Financial advisers frequently report clients who inherit substantial sums and then leave the money sitting in a current account earning no interest for months or even years — not because they do not understand their options, but because the emotional weight of the decision feels too heavy to carry.
This paralysis is compounded when the inheritance comes with implicit or explicit expectations. “Your grandfather would have wanted you to…” is a phrase that can immobilise someone for years.
Family Conflict — The Most Destructive Consequence
Inheritance disputes are among the most common causes of permanent family breakdown. The triggers are predictable:
- Unequal distribution perceived as unfair
- Disputes over specific items with sentimental value (jewellery, furniture, photographs)

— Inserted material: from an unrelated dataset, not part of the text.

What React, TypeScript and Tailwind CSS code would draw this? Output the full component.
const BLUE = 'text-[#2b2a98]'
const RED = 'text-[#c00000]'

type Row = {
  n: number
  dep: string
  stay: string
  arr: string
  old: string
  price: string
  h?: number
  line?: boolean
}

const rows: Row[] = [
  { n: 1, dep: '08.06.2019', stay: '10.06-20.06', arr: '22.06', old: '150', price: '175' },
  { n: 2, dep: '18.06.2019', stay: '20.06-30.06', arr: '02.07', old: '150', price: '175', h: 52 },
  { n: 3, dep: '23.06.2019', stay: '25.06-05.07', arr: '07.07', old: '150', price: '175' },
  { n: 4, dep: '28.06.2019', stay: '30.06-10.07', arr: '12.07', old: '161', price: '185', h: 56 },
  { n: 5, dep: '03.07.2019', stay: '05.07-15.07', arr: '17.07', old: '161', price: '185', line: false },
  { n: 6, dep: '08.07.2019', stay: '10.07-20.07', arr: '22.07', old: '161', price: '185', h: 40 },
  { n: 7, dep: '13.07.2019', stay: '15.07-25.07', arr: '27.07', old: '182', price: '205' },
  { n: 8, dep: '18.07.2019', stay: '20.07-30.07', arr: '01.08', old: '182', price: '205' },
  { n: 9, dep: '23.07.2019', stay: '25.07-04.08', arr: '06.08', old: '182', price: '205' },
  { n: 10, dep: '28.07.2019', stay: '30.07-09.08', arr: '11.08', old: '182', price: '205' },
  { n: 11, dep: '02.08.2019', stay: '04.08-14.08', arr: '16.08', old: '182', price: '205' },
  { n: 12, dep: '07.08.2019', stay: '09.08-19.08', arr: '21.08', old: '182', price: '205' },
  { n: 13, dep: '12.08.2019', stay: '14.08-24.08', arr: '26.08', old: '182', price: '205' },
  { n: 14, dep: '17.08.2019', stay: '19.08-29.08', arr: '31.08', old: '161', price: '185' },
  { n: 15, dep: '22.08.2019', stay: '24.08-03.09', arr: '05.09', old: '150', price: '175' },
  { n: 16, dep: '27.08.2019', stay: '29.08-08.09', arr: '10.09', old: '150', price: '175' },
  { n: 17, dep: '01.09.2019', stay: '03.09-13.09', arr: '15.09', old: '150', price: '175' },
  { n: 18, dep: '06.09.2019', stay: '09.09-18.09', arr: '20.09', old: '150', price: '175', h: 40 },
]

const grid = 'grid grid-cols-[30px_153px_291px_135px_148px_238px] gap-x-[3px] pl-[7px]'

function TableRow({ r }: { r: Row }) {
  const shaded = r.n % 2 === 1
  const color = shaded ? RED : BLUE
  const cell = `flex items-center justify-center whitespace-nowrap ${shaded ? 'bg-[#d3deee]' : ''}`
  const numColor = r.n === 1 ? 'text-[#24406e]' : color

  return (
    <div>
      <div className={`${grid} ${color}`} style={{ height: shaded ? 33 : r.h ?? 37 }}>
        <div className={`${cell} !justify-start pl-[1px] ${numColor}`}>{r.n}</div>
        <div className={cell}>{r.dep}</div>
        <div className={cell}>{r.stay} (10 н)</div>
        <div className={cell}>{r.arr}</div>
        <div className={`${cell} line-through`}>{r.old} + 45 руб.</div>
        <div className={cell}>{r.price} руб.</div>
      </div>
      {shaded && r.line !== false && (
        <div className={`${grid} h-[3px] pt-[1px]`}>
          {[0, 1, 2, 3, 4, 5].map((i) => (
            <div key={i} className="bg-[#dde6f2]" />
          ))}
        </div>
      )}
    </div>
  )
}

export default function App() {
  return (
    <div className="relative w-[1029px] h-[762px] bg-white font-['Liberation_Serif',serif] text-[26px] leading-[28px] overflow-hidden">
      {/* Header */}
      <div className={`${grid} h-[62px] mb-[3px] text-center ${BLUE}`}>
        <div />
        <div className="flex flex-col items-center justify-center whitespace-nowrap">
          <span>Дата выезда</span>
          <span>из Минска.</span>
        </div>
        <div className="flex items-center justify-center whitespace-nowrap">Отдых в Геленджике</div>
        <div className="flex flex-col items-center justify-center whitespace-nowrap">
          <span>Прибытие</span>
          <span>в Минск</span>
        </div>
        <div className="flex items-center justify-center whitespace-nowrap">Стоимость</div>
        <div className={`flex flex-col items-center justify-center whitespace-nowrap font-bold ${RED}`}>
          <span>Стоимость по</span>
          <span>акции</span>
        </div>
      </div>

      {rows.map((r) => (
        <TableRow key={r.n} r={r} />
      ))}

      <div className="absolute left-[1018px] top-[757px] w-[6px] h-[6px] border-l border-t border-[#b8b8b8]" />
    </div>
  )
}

- Disagreements about the deceased’s wishes when the Will is unclear
- Resentment from family members who provided care and feel undercompensated
- Conflict between a surviving spouse and children from a previous relationship
The financial amounts involved are often less important than the perceived message. A child who receives a smaller share than their sibling may interpret this not as a financial decision but as a statement about which child was loved more. This interpretation — whether accurate or not — can destroy relationships that took decades to build.
Identity and Self-Worth
For people who have built their identity around self-sufficiency and hard work, receiving a large inheritance can create an unexpected identity crisis. The money challenges their narrative about who they are and how they achieved what they have.

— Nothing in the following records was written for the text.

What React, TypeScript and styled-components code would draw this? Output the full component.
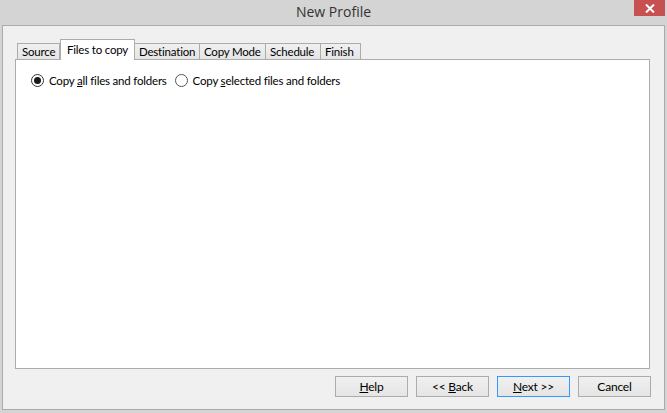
import React from "react";
import styled, { createGlobalStyle } from "styled-components";

const Global = createGlobalStyle`
  html, body { margin: 0; padding: 0; }
  body {
    background: #d4d4d4;
    font-family: Lato, "Liberation Sans", Arial, sans-serif;
    font-size: 11.5px;
    letter-spacing: -0.2px;
    color: #000;
  }
`;

const Window = styled.div`
  width: 667px;
  height: 413px;
  background: #d4d4d4;
  display: flex;
  flex-direction: column;
  box-sizing: border-box;
`;

const TitleBar = styled.div`
  position: relative;
  height: 25px;
  display: flex;
  align-items: center;
  justify-content: center;
`;

const Title = styled.div`
  font-family: "Open Sans", "Noto Sans", sans-serif;
  font-size: 14px;
  letter-spacing: 0;
  color: #333;
  margin-top: -3px;
`;

const CloseButton = styled.div`
  position: absolute;
  top: 0;
  right: 2px;
  width: 31px;
  height: 16px;
  background: #c75050;
  display: flex;
  align-items: center;
  justify-content: center;
`;

const Client = styled.div`
  flex: 1;
  margin: 0 2px 3px 2px;
  border: 1px solid #aaaaaa;
  background: #f0f0f0;
  display: flex;
  flex-direction: column;
  padding: 13px 14px 12px 12px;
  box-sizing: border-box;
`;

const TabStrip = styled.div`
  display: flex;
  align-items: flex-end;
  height: 21px;
  padding-left: 2px;
  position: relative;
  z-index: 1;
  margin-bottom: -1px;
`;

const Tab = styled.div<{ $w: number; $active?: boolean }>`
  width: ${(p) => p.$w}px;
  box-sizing: border-box;
  height: ${(p) => (p.$active ? 21 : 17)}px;
  position: relative;
  z-index: ${(p) => (p.$active ? 2 : 1)};
  border: 1px solid #acacac;
  border-left-width: ${(p) => (p.$active ? 1 : 0)}px;
  border-bottom: ${(p) => (p.$active ? "none" : "1px solid #acacac")};
  background: ${(p) =>
    p.$active ? "#ffffff" : "linear-gradient(#f0f0f0, #e5e5e5)"};
  display: flex;
  align-items: ${(p) => (p.$active ? "flex-start" : "center")};
  padding: ${(p) => (p.$active ? "3px 0 0 6px" : "0 0 0 4px")};
  white-space: nowrap;
  &:first-child {
    border-left-width: 1px;
  }
`;

const Panel = styled.div`
  flex: 1;
  background: #fff;
  border: 1px solid #acacac;
  padding: 14px 15px;
  box-sizing: border-box;
`;

const RadioRow = styled.div`
  display: flex;
  align-items: center;
  gap: 8px;
`;

const RadioLabel = styled.label`
  display: flex;
  align-items: center;
  gap: 5px;
  white-space: nowrap;
`;

const RadioCircle = styled.span<{ $checked?: boolean }>`
  width: 13px;
  height: 13px;
  box-sizing: border-box;
  border-radius: 50%;
  border: 1px solid ${(p) => (p.$checked ? "#333" : "#555")};
  background: #fff;
  display: flex;
  align-items: center;
  justify-content: center;
  &::after {
    content: "";
    display: ${(p) => (p.$checked ? "block" : "none")};
    width: 7px;
    height: 7px;
    border-radius: 50%;
    background: #1a1a1a;
  }
`;

const ButtonRow = styled.div`
  display: flex;
  justify-content: flex-end;
  gap: 8px;
  margin-top: 7px;
  margin-right: -1px;
`;

const Button = styled.div<{ $default?: boolean }>`
  width: 73px;
  height: 21px;
  box-sizing: border-box;
  border: 1px solid ${(p) => (p.$default ? "#3399ff" : "#acacac")};
  background: linear-gradient(#f0f0f0, #e5e5e5);
  display: flex;
  align-items: center;
  justify-content: center;
  font-size: 12px;
`;

const tabs = [
  { label: "Source", w: 43 },
  { label: "Files to copy", w: 75, active: true },
  { label: "Destination", w: 65 },
  { label: "Copy Mode", w: 66 },
  { label: "Schedule", w: 55 },
  { label: "Finish", w: 40 },
];

export default function App() {
  return (
    <>
      <Global />
      <Window>
        <TitleBar>
          <Title>New Profile</Title>
          <CloseButton>
            <svg width="10" height="9" viewBox="0 0 10 9">
              <path d="M1 0.5 L9 8.5 M9 0.5 L1 8.5" stroke="#fff" strokeWidth="2" />
            </svg>
          </CloseButton>
        </TitleBar>
        <Client>
          <TabStrip>
            {tabs.map((t) => (
              <Tab key={t.label} $w={t.w} $active={t.active}>
                {t.label}
              </Tab>
            ))}
          </TabStrip>
          <Panel>
            <RadioRow>
              <RadioLabel>
                <RadioCircle $checked />
                <span>
                  Copy <u>a</u>ll files and folders
                </span>
              </RadioLabel>
              <RadioLabel>
                <RadioCircle />
                <span>
                  Copy <u>s</u>elected files and folders
                </span>
              </RadioLabel>
            </RadioRow>
          </Panel>
          <ButtonRow>
            <Button>
              <span>
                <u>H</u>elp
              </span>
            </Button>
            <Button>
              <span>
                &lt;&lt; <u>B</u>ack
              </span>
            </Button>
            <Button $default>
              <span>
                <u>N</u>ext &gt;&gt;
              </span>
            </Button>
            <Button>Cancel</Button>
          </ButtonRow>
        </Client>
      </Window>
    </>
  );
}
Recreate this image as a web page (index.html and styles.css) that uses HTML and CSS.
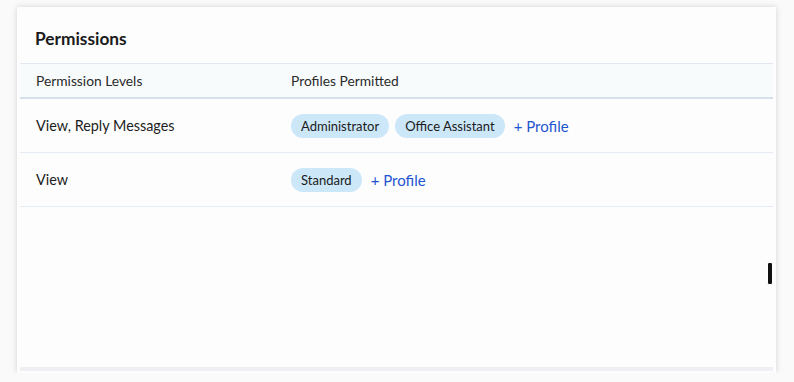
FILE: index.html
```html
<!DOCTYPE html>
<html lang="en">
<head>
  <meta charset="UTF-8">
  <title>Permissions</title>
  <link rel="stylesheet" href="styles.css">
</head>
<body>
<div class="card">
  <h2 class="card-title">Permissions</h2>
  <div class="perm-table">
    <div class="perm-row perm-head">
      <div class="col-level">Permission Levels</div>
      <div class="col-profiles">Profiles Permitted</div>
    </div>
    <div class="perm-row">
      <div class="col-level">View, Reply Messages</div>
      <div class="col-profiles">
        <span class="chip">Administrator</span>
        <span class="chip">Office Assistant</span>
        <a href="#" class="add-profile">+ Profile</a>
      </div>
    </div>
    <div class="perm-row">
      <div class="col-level">View</div>
      <div class="col-profiles">
        <span class="chip">Standard</span>
        <a href="#" class="add-profile">+ Profile</a>
      </div>
    </div>
  </div>
  <div class="h-track"></div>
  <div class="v-thumb"></div>
</div>
</body>
</html>
```

FILE: styles.css
```css
html, body {
  background-color: #fafafa;
  color: #222;
  font-family: 'Lato', 'Liberation Sans', sans-serif;
  margin: 0;
  padding: 0;
}
.card {
  position: relative;
  display: flex;
  flex-direction: column;
  box-sizing: border-box;
  width: 759px;
  height: 366px;
  margin: 7px 0 0 17px;
  padding: 0 3px;
  background: #fdfdfd;
  box-shadow: 0 0 6px rgba(0,0,0,0.16);
}
.card-title {
  margin: 0;
  padding: 20px 15px 13px 15px;
  font-size: 17.3px;
  line-height: 23px;
  font-weight: bold;
  color: #1a1a1a;
}
.perm-table {
  flex: 1;
}
.perm-row {
  display: flex;
  align-items: center;
  height: 53px;
  border-bottom: 1px solid #e4ebf5;
  font-size: 14.4px;
  color: #1e1e1e;
}
.perm-head {
  height: 33px;
  background: #f8fbfc;
  border-top: 1px solid #e2e8f1;
  border-bottom: 2px solid #d6dfeb;
  font-size: 13.8px;
  color: #2a2a2a;
}
.col-level {
  width: 255px;
  padding-left: 16px;
  padding-bottom: 1px;
}
.col-profiles {
  display: flex;
  align-items: center;
  gap: 6px;
}
.chip {
  display: inline-block;
  height: 24px;
  line-height: 24px;
  padding: 0 10px;
  border-radius: 12px;
  background: #cce7f8;
  font-size: 13px;
  color: #1a1a1a;
}
.add-profile {
  margin-left: 3px;
  color: #1f55d0;
  text-decoration: none;
  font-size: 15px;
}
.h-track {
  height: 4px;
  margin-bottom: 2px;
  background: #eef0f4;
}
.v-thumb {
  position: absolute;
  right: 3px;
  top: 255px;
  width: 4px;
  height: 21px;
  background: #111;
  border: 1px solid #fff;
  border-radius: 2px;
}
```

This is particularly common among entrepreneurs and business owners who take pride in being self-made. An inheritance can feel like it undermines their achievement, even when the two are completely unrelated.
Younger beneficiaries face a different version of this challenge. Research on inherited wealth and motivation suggests that some beneficiaries experience reduced drive and ambition — not because they become lazy, but because the financial safety net removes the urgency that previously fuelled their efforts.
The Research — What Studies Tell Us
Academic research on inheritance and wellbeing paints a nuanced picture:
- A 2023 study from the University of Warwick found that while inheritance increases reported life satisfaction in the short term, the effect diminishes within two years for most recipients
- Research published in the Journal of Economic Psychology found that unexpected inheritances were more likely to cause anxiety than expected ones — suggesting that preparation matters
- Studies on family wealth transfer consistently find that the single biggest predictor of a successful inheritance is not the amount of money but the quality of communication within the family before the transfer occurs
What This Means for Your Estate Plan
The implication is clear: how you leave your wealth matters as much as how much you leave. Several practical steps can dramatically improve the outcome for your beneficiaries:
Talk about it now. The families that navigate inheritance most successfully are the ones that discuss it openly before the death occurs. This does not mean disclosing exact figures — it means explaining your reasoning, your values, and your wishes.
Explain unequal distributions. If you are leaving different amounts to different children, explain why — ideally in a letter of wishes. Without an explanation, your beneficiaries will create their own narrative, and it will almost always be worse than the truth.
Consider timing and structure. Leaving everything to a 25-year-old in one lump sum is very different from creating a trust that releases funds at 25, 30, and 35. Structured giving allows beneficiaries to grow into their inheritance rather than being overwhelmed by it.
Address sentimental items specifically. More families fall out over a grandmother’s ring than over a house. Name specific items and who should receive them.
Prepare your beneficiaries. Share your philosophy about money. Discuss what the inheritance is for and what it is not for. The conversation is uncomfortable — but far less uncomfortable than the alternative.
The Gift of Preparation
The greatest inheritance you can leave is not money — it is preparation. A family that has discussed wealth, death, and succession openly is a family that can receive an inheritance without it destroying them.
This is not about controlling your beneficiaries from beyond the grave. It is about giving them the context, the confidence, and the emotional tools to handle what you leave behind responsibly and without guilt.